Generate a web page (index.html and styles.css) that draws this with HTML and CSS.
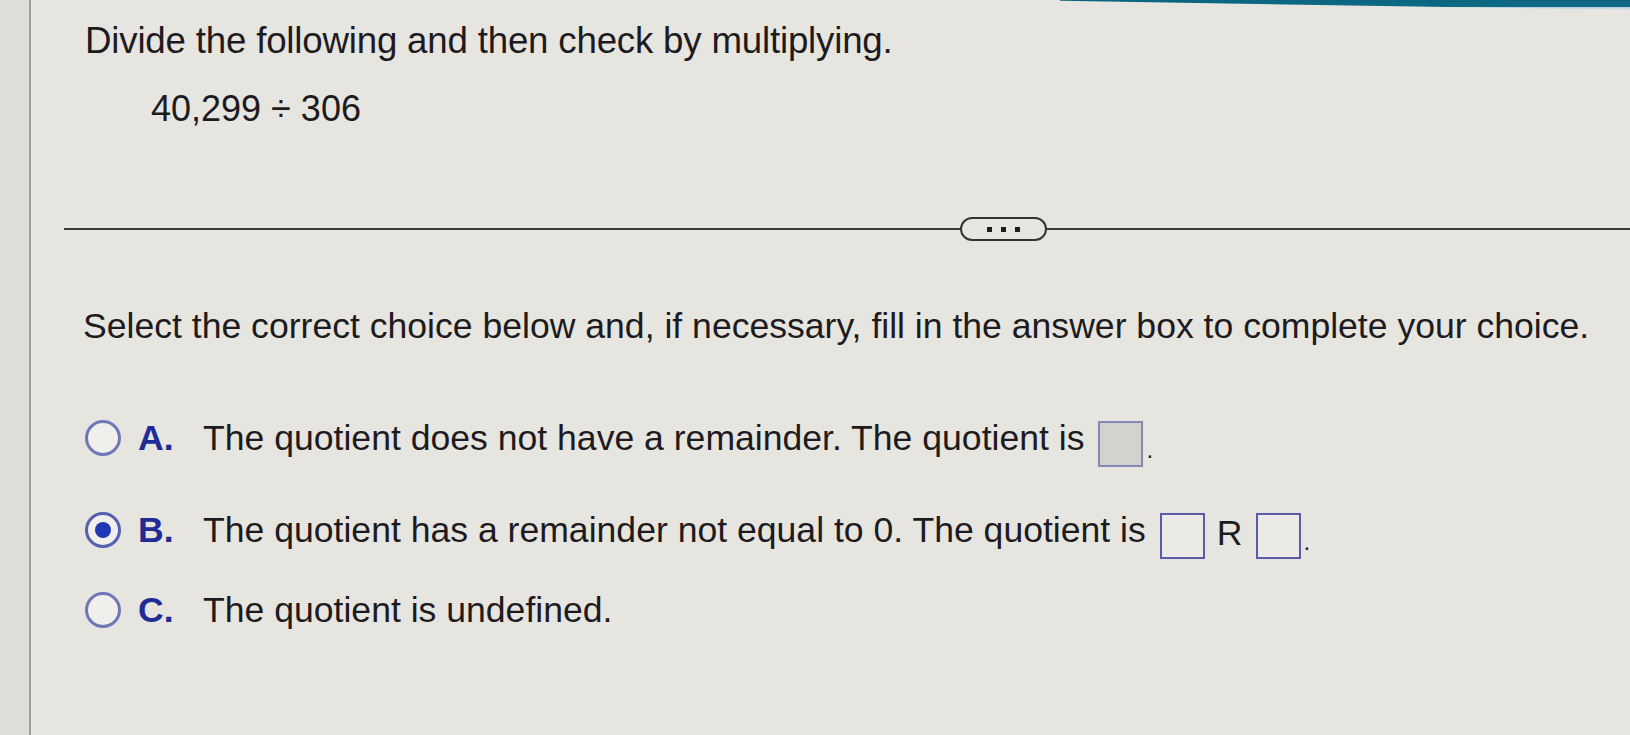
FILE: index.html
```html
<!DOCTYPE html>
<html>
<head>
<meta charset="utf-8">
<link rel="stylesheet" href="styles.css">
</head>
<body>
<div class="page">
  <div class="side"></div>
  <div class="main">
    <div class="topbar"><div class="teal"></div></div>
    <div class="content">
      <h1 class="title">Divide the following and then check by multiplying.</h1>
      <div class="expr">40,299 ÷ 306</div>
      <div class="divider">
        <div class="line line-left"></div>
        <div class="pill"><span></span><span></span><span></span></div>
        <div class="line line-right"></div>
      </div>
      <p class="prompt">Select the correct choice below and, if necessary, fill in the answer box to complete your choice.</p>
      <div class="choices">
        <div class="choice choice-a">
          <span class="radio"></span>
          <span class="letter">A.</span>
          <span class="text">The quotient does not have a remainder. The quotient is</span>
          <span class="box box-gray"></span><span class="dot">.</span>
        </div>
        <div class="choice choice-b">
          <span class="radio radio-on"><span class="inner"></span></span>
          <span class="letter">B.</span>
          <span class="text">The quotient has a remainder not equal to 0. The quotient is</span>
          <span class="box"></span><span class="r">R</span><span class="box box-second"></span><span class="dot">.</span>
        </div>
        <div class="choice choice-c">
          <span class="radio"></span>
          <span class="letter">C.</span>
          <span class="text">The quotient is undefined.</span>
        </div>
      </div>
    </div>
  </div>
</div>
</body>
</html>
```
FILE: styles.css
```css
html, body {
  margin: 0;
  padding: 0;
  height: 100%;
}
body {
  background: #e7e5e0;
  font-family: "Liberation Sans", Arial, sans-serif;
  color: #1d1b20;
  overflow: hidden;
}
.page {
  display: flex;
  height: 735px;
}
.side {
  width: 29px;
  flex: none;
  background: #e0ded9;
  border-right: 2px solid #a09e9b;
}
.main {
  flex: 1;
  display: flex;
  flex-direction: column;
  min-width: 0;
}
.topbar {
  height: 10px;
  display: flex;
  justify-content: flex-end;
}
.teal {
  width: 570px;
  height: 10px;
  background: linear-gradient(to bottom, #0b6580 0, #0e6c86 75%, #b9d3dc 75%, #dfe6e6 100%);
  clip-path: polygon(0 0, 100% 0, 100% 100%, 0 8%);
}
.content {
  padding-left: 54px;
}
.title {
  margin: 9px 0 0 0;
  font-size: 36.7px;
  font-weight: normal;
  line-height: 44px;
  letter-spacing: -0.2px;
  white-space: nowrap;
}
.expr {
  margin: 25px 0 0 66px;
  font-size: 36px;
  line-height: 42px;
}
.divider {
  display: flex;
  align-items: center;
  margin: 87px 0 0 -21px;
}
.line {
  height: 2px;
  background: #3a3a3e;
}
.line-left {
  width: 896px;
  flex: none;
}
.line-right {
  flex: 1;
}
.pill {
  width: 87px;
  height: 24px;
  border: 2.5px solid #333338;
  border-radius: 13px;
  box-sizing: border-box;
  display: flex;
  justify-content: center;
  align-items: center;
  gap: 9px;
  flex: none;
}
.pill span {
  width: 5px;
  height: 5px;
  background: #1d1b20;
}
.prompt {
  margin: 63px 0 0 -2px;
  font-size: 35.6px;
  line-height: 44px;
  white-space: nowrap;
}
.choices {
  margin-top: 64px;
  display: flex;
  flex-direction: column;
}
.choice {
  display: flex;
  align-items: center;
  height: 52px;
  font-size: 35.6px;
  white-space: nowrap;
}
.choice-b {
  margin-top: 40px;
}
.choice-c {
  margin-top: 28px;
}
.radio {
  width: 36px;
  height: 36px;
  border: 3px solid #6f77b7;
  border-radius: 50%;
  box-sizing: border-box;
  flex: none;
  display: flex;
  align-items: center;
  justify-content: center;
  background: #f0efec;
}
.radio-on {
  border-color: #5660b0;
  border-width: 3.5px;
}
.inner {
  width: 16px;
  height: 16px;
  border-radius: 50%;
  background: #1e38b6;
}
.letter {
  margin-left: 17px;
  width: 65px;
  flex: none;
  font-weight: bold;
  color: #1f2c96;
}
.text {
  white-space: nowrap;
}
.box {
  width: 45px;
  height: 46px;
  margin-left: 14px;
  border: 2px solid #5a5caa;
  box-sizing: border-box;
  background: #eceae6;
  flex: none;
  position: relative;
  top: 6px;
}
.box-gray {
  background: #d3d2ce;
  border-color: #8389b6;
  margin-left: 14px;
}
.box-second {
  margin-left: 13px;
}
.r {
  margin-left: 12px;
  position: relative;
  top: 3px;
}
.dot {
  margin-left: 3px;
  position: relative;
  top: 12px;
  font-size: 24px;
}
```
----
**DIRECTION:**
Leave out the pictures and retype every line above exactly.

**TASK ANSWER:**
Generate a web page (index.html and styles.css) that draws this with HTML and CSS.
FILE: index.html
```html
<!DOCTYPE html>
<html>
<head>
<meta charset="utf-8">
<link rel="stylesheet" href="styles.css">
</head>
<body>
<div class="page">
  <div class="side"></div>
  <div class="main">
    <div class="topbar"><div class="teal"></div></div>
    <div class="content">
      <h1 class="title">Divide the following and then check by multiplying.</h1>
      <div class="expr">40,299 ÷ 306</div>
      <div class="divider">
        <div class="line line-left"></div>
        <div class="pill"><span></span><span></span><span></span></div>
        <div class="line line-right"></div>
      </div>
      <p class="prompt">Select the correct choice below and, if necessary, fill in the answer box to complete your choice.</p>
      <div class="choices">
        <div class="choice choice-a">
          <span class="radio"></span>
          <span class="letter">A.</span>
          <span class="text">The quotient does not have a remainder. The quotient is</span>
          <span class="box box-gray"></span><span class="dot">.</span>
        </div>
        <div class="choice choice-b">
          <span class="radio radio-on"><span class="inner"></span></span>
          <span class="letter">B.</span>
          <span class="text">The quotient has a remainder not equal to 0. The quotient is</span>
          <span class="box"></span><span class="r">R</span><span class="box box-second"></span><span class="dot">.</span>
        </div>
        <div class="choice choice-c">
          <span class="radio"></span>
          <span class="letter">C.</span>
          <span class="text">The quotient is undefined.</span>
        </div>
      </div>
    </div>
  </div>
</div>
</body>
</html>
```
FILE: styles.css
```css
html, body {
  margin: 0;
  padding: 0;
  height: 100%;
}
body {
  background: #e7e5e0;
  font-family: "Liberation Sans", Arial, sans-serif;
  color: #1d1b20;
  overflow: hidden;
}
.page {
  display: flex;
  height: 735px;
}
.side {
  width: 29px;
  flex: none;
  background: #e0ded9;
  border-right: 2px solid #a09e9b;
}
.main {
  flex: 1;
  display: flex;
  flex-direction: column;
  min-width: 0;
}
.topbar {
  height: 10px;
  display: flex;
  justify-content: flex-end;
}
.teal {
  width: 570px;
  height: 10px;
  background: linear-gradient(to bottom, #0b6580 0, #0e6c86 75%, #b9d3dc 75%, #dfe6e6 100%);
  clip-path: polygon(0 0, 100% 0, 100% 100%, 0 8%);
}
.content {
  padding-left: 54px;
}
.title {
  margin: 9px 0 0 0;
  font-size: 36.7px;
  font-weight: normal;
  line-height: 44px;
  letter-spacing: -0.2px;
  white-space: nowrap;
}
.expr {
  margin: 25px 0 0 66px;
  font-size: 36px;
  line-height: 42px;
}
.divider {
  display: flex;
  align-items: center;
  margin: 87px 0 0 -21px;
}
.line {
  height: 2px;
  background: #3a3a3e;
}
.line-left {
  width: 896px;
  flex: none;
}
.line-right {
  flex: 1;
}
.pill {
  width: 87px;
  height: 24px;
  border: 2.5px solid #333338;
  border-radius: 13px;
  box-sizing: border-box;
  display: flex;
  justify-content: center;
  align-items: center;
  gap: 9px;
  flex: none;
}
.pill span {
  width: 5px;
  height: 5px;
  background: #1d1b20;
}
.prompt {
  margin: 63px 0 0 -2px;
  font-size: 35.6px;
  line-height: 44px;
  white-space: nowrap;
}
.choices {
  margin-top: 64px;
  display: flex;
  flex-direction: column;
}
.choice {
  display: flex;
  align-items: center;
  height: 52px;
  font-size: 35.6px;
  white-space: nowrap;
}
.choice-b {
  margin-top: 40px;
}
.choice-c {
  margin-top: 28px;
}
.radio {
  width: 36px;
  height: 36px;
  border: 3px solid #6f77b7;
  border-radius: 50%;
  box-sizing: border-box;
  flex: none;
  display: flex;
  align-items: center;
  justify-content: center;
  background: #f0efec;
}
.radio-on {
  border-color: #5660b0;
  border-width: 3.5px;
}
.inner {
  width: 16px;
  height: 16px;
  border-radius: 50%;
  background: #1e38b6;
}
.letter {
  margin-left: 17px;
  width: 65px;
  flex: none;
  font-weight: bold;
  color: #1f2c96;
}
.text {
  white-space: nowrap;
}
.box {
  width: 45px;
  height: 46px;
  margin-left: 14px;
  border: 2px solid #5a5caa;
  box-sizing: border-box;
  background: #eceae6;
  flex: none;
  position: relative;
  top: 6px;
}
.box-gray {
  background: #d3d2ce;
  border-color: #8389b6;
  margin-left: 14px;
}
.box-second {
  margin-left: 13px;
}
.r {
  margin-left: 12px;
  position: relative;
  top: 3px;
}
.dot {
  margin-left: 3px;
  position: relative;
  top: 12px;
  font-size: 24px;
}
```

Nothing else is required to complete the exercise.